◆ STATED TASK
Return each line of the data below verbatim; pictures are to be left out.
** BEGIN **
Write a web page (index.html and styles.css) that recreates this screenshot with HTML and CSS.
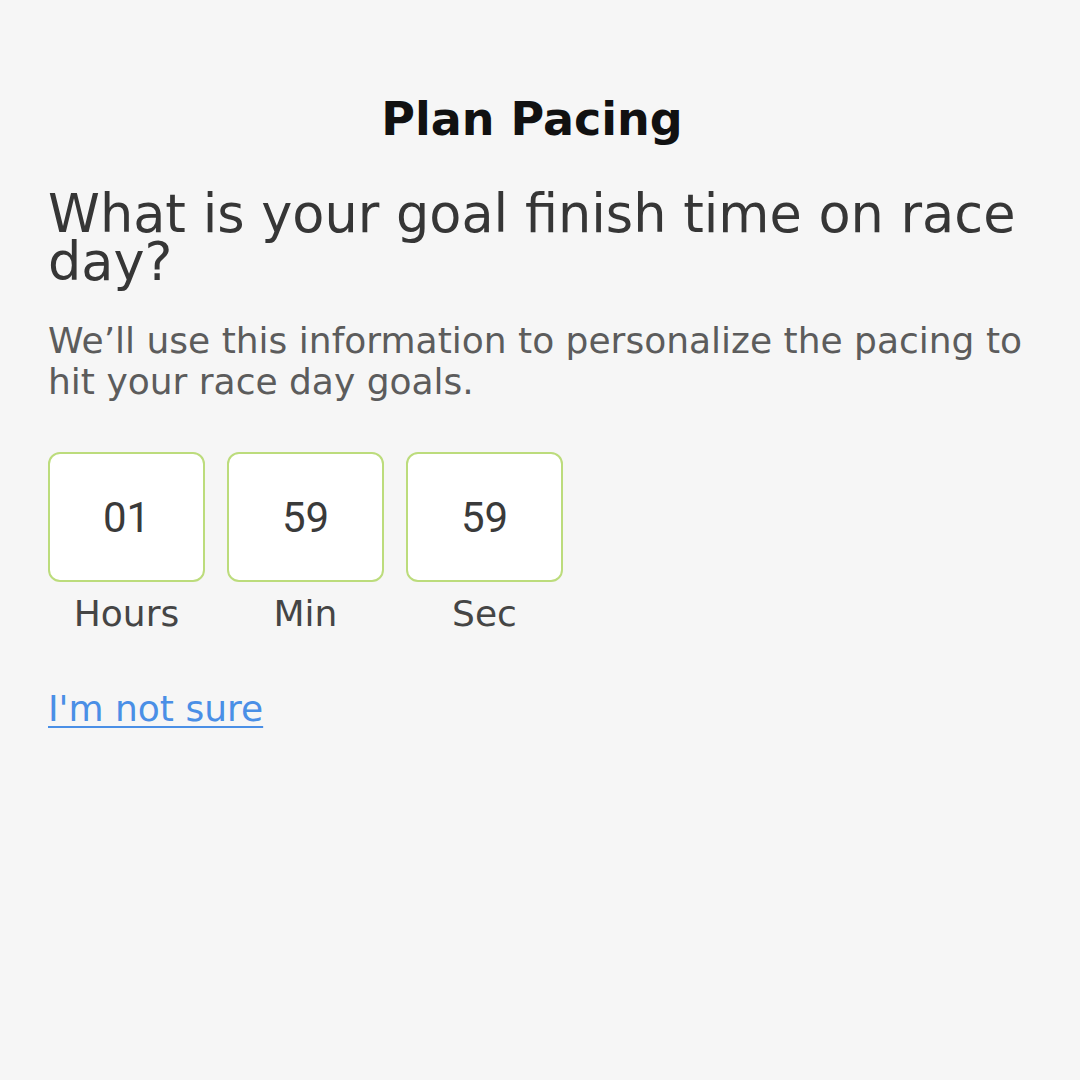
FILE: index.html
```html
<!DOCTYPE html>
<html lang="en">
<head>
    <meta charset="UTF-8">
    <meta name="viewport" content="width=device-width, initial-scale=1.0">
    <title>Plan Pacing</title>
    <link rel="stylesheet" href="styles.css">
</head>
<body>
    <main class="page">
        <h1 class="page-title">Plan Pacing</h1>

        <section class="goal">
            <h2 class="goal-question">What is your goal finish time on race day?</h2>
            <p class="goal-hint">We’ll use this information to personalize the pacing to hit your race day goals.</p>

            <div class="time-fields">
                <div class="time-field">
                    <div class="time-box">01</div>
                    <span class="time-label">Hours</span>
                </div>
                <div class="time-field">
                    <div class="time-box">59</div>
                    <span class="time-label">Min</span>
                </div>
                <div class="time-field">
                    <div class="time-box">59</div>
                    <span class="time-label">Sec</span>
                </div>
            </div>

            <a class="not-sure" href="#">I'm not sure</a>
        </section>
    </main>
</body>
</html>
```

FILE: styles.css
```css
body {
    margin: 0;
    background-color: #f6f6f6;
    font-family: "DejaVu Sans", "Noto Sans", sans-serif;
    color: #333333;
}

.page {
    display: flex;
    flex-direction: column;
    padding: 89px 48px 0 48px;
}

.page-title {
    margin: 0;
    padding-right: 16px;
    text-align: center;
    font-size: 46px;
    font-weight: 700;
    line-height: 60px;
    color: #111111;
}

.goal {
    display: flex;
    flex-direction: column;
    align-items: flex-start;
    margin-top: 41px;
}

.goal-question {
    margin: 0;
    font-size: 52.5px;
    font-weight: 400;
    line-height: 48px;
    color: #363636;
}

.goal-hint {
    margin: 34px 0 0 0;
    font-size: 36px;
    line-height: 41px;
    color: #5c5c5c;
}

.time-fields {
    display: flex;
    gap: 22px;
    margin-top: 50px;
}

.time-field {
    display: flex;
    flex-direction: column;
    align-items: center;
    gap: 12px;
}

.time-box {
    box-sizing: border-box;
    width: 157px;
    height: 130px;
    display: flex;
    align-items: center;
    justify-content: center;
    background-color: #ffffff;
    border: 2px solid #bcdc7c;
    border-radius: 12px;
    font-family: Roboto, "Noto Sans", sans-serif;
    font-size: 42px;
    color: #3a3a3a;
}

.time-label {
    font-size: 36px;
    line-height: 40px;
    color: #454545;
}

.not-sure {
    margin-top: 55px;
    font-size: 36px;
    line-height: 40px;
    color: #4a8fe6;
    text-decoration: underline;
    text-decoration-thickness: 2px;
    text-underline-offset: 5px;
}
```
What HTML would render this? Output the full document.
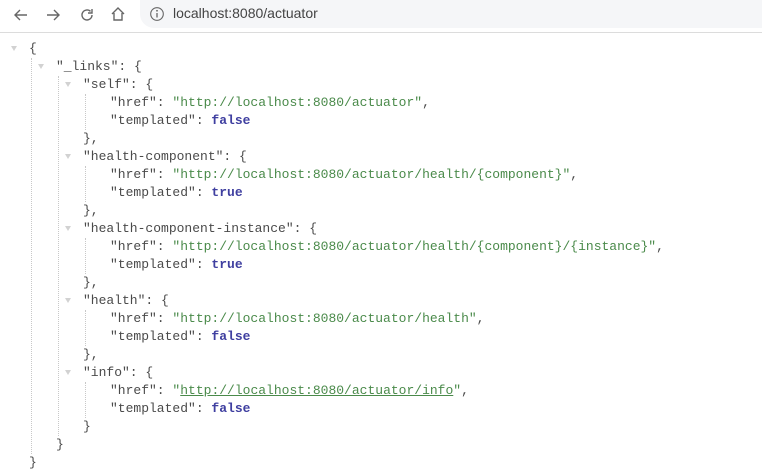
** END **
◆ TASK RESULT
Write a web page (index.html and styles.css) that recreates this screenshot with HTML and CSS.
FILE: index.html
```html
<!DOCTYPE html>
<html lang="en">
<head>
    <meta charset="UTF-8">
    <meta name="viewport" content="width=device-width, initial-scale=1.0">
    <title>Plan Pacing</title>
    <link rel="stylesheet" href="styles.css">
</head>
<body>
    <main class="page">
        <h1 class="page-title">Plan Pacing</h1>

        <section class="goal">
            <h2 class="goal-question">What is your goal finish time on race day?</h2>
            <p class="goal-hint">We’ll use this information to personalize the pacing to hit your race day goals.</p>

            <div class="time-fields">
                <div class="time-field">
                    <div class="time-box">01</div>
                    <span class="time-label">Hours</span>
                </div>
                <div class="time-field">
                    <div class="time-box">59</div>
                    <span class="time-label">Min</span>
                </div>
                <div class="time-field">
                    <div class="time-box">59</div>
                    <span class="time-label">Sec</span>
                </div>
            </div>

            <a class="not-sure" href="#">I'm not sure</a>
        </section>
    </main>
</body>
</html>
```

FILE: styles.css
```css
body {
    margin: 0;
    background-color: #f6f6f6;
    font-family: "DejaVu Sans", "Noto Sans", sans-serif;
    color: #333333;
}

.page {
    display: flex;
    flex-direction: column;
    padding: 89px 48px 0 48px;
}

.page-title {
    margin: 0;
    padding-right: 16px;
    text-align: center;
    font-size: 46px;
    font-weight: 700;
    line-height: 60px;
    color: #111111;
}

.goal {
    display: flex;
    flex-direction: column;
    align-items: flex-start;
    margin-top: 41px;
}

.goal-question {
    margin: 0;
    font-size: 52.5px;
    font-weight: 400;
    line-height: 48px;
    color: #363636;
}

.goal-hint {
    margin: 34px 0 0 0;
    font-size: 36px;
    line-height: 41px;
    color: #5c5c5c;
}

.time-fields {
    display: flex;
    gap: 22px;
    margin-top: 50px;
}

.time-field {
    display: flex;
    flex-direction: column;
    align-items: center;
    gap: 12px;
}

.time-box {
    box-sizing: border-box;
    width: 157px;
    height: 130px;
    display: flex;
    align-items: center;
    justify-content: center;
    background-color: #ffffff;
    border: 2px solid #bcdc7c;
    border-radius: 12px;
    font-family: Roboto, "Noto Sans", sans-serif;
    font-size: 42px;
    color: #3a3a3a;
}

.time-label {
    font-size: 36px;
    line-height: 40px;
    color: #454545;
}

.not-sure {
    margin-top: 55px;
    font-size: 36px;
    line-height: 40px;
    color: #4a8fe6;
    text-decoration: underline;
    text-decoration-thickness: 2px;
    text-underline-offset: 5px;
}
```
What HTML would render this? Output the full document.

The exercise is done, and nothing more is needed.